— Start of Data supplied —
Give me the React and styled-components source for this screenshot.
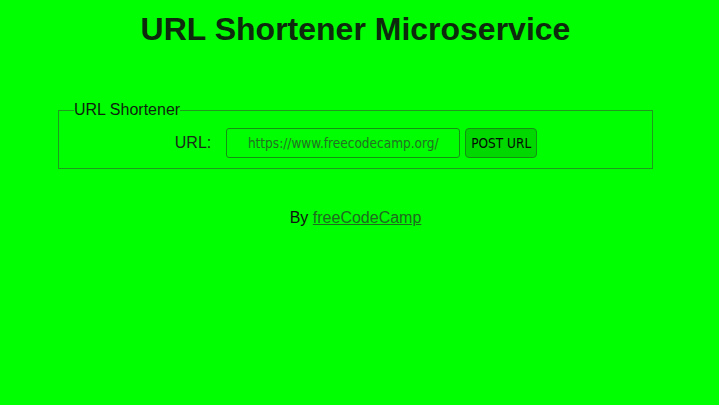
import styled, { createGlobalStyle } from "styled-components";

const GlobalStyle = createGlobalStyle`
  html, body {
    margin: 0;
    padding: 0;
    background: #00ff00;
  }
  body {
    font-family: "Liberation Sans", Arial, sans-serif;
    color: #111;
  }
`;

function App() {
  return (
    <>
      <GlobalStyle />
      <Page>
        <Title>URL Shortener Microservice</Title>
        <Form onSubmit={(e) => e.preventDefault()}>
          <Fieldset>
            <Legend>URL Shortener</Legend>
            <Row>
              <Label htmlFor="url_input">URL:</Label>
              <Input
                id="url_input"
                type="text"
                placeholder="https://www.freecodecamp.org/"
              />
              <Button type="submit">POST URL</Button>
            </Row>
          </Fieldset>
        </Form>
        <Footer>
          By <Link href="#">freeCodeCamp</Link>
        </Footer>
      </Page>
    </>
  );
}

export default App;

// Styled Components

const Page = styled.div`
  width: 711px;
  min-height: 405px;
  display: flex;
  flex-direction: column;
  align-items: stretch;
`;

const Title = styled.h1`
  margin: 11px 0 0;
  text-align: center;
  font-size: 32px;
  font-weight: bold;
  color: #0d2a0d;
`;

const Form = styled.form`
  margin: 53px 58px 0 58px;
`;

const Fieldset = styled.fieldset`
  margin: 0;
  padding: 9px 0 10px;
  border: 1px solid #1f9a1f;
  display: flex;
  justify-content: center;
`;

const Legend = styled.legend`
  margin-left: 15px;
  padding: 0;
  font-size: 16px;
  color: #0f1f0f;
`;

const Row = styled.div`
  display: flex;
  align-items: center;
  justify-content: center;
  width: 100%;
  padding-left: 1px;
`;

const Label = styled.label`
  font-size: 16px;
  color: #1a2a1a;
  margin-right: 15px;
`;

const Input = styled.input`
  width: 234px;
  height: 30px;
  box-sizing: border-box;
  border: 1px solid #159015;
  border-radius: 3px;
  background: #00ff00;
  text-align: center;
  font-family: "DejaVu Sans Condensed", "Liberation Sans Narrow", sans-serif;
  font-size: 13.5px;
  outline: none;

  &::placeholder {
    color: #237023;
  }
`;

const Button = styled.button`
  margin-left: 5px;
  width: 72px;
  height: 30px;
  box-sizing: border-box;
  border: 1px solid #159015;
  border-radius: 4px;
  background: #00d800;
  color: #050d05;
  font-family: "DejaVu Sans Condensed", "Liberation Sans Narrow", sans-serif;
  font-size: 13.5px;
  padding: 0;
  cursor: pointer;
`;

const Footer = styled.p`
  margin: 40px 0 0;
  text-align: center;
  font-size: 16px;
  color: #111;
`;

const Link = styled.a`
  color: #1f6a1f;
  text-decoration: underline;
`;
— End of Data supplied —
— Start of Data supplied —
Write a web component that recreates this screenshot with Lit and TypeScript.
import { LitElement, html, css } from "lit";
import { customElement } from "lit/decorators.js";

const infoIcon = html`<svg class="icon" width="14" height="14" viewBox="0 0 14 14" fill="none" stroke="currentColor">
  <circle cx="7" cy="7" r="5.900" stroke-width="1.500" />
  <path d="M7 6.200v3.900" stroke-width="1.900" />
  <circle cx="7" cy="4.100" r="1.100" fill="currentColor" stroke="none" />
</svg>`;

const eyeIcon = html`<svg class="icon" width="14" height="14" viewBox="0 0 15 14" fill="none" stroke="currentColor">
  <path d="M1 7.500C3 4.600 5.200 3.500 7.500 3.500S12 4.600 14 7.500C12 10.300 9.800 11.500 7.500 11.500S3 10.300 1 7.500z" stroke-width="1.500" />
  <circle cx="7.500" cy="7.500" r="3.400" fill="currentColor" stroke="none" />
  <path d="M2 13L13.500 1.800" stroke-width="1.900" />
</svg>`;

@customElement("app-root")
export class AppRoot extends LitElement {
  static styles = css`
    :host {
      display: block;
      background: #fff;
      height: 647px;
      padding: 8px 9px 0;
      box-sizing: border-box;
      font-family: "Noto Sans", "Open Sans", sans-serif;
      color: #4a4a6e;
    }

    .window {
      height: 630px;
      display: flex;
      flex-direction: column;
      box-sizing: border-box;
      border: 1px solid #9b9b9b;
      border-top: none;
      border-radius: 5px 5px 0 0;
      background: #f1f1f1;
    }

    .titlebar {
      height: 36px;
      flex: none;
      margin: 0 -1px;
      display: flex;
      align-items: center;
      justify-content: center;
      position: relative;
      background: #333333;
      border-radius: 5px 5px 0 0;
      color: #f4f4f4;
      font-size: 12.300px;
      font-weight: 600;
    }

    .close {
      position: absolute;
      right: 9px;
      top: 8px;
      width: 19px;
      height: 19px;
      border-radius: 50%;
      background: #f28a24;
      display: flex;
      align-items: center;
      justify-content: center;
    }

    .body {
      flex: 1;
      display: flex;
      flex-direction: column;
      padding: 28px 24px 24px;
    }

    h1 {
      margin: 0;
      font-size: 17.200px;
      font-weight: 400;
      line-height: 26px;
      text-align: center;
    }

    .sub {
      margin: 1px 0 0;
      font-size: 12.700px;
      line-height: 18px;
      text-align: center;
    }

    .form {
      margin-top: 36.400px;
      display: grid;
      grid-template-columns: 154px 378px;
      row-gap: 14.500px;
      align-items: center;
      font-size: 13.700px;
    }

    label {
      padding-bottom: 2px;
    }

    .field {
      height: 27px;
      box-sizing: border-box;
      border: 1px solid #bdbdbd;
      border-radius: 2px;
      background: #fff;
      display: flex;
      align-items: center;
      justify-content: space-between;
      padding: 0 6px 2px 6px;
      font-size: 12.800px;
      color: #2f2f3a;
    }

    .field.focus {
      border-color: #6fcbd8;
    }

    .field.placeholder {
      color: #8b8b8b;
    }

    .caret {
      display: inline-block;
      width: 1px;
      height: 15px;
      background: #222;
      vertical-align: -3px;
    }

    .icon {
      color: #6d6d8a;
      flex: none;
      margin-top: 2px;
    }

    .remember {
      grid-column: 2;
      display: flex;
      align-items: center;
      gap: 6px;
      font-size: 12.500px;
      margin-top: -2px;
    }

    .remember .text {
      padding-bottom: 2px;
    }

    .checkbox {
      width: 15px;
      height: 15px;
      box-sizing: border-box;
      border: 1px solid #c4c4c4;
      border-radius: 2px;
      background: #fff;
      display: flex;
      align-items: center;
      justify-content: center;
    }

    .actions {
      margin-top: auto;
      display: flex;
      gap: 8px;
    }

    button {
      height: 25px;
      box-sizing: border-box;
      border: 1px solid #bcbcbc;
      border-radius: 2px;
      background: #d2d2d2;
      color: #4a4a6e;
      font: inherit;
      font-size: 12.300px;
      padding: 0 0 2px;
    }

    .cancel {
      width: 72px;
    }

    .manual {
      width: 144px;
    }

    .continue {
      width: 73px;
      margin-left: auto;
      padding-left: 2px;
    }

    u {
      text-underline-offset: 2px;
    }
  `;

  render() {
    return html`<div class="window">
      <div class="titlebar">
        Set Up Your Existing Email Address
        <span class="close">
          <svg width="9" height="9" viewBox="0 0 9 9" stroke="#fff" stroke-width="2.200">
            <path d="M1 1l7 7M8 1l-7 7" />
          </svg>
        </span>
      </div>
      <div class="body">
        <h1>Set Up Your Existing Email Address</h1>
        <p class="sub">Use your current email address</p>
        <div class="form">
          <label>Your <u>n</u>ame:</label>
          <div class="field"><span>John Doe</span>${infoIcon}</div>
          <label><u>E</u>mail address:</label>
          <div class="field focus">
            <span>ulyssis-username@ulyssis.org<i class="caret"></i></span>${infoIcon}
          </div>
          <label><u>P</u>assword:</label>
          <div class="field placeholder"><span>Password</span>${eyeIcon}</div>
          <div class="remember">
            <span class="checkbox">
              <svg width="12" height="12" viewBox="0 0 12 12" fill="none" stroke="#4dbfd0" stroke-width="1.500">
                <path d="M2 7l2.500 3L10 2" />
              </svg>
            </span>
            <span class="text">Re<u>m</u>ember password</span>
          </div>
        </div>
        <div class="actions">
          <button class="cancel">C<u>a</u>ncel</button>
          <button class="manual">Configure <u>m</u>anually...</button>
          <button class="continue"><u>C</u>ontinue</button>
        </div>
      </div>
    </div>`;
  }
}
— End of Data supplied —
• **Exercise**
Copy the lines from the entries above in which the word "this" appears.

• **Correct answer**
Give me the React and styled-components source for this screenshot.
Write a web component that recreates this screenshot with Lit and TypeScript.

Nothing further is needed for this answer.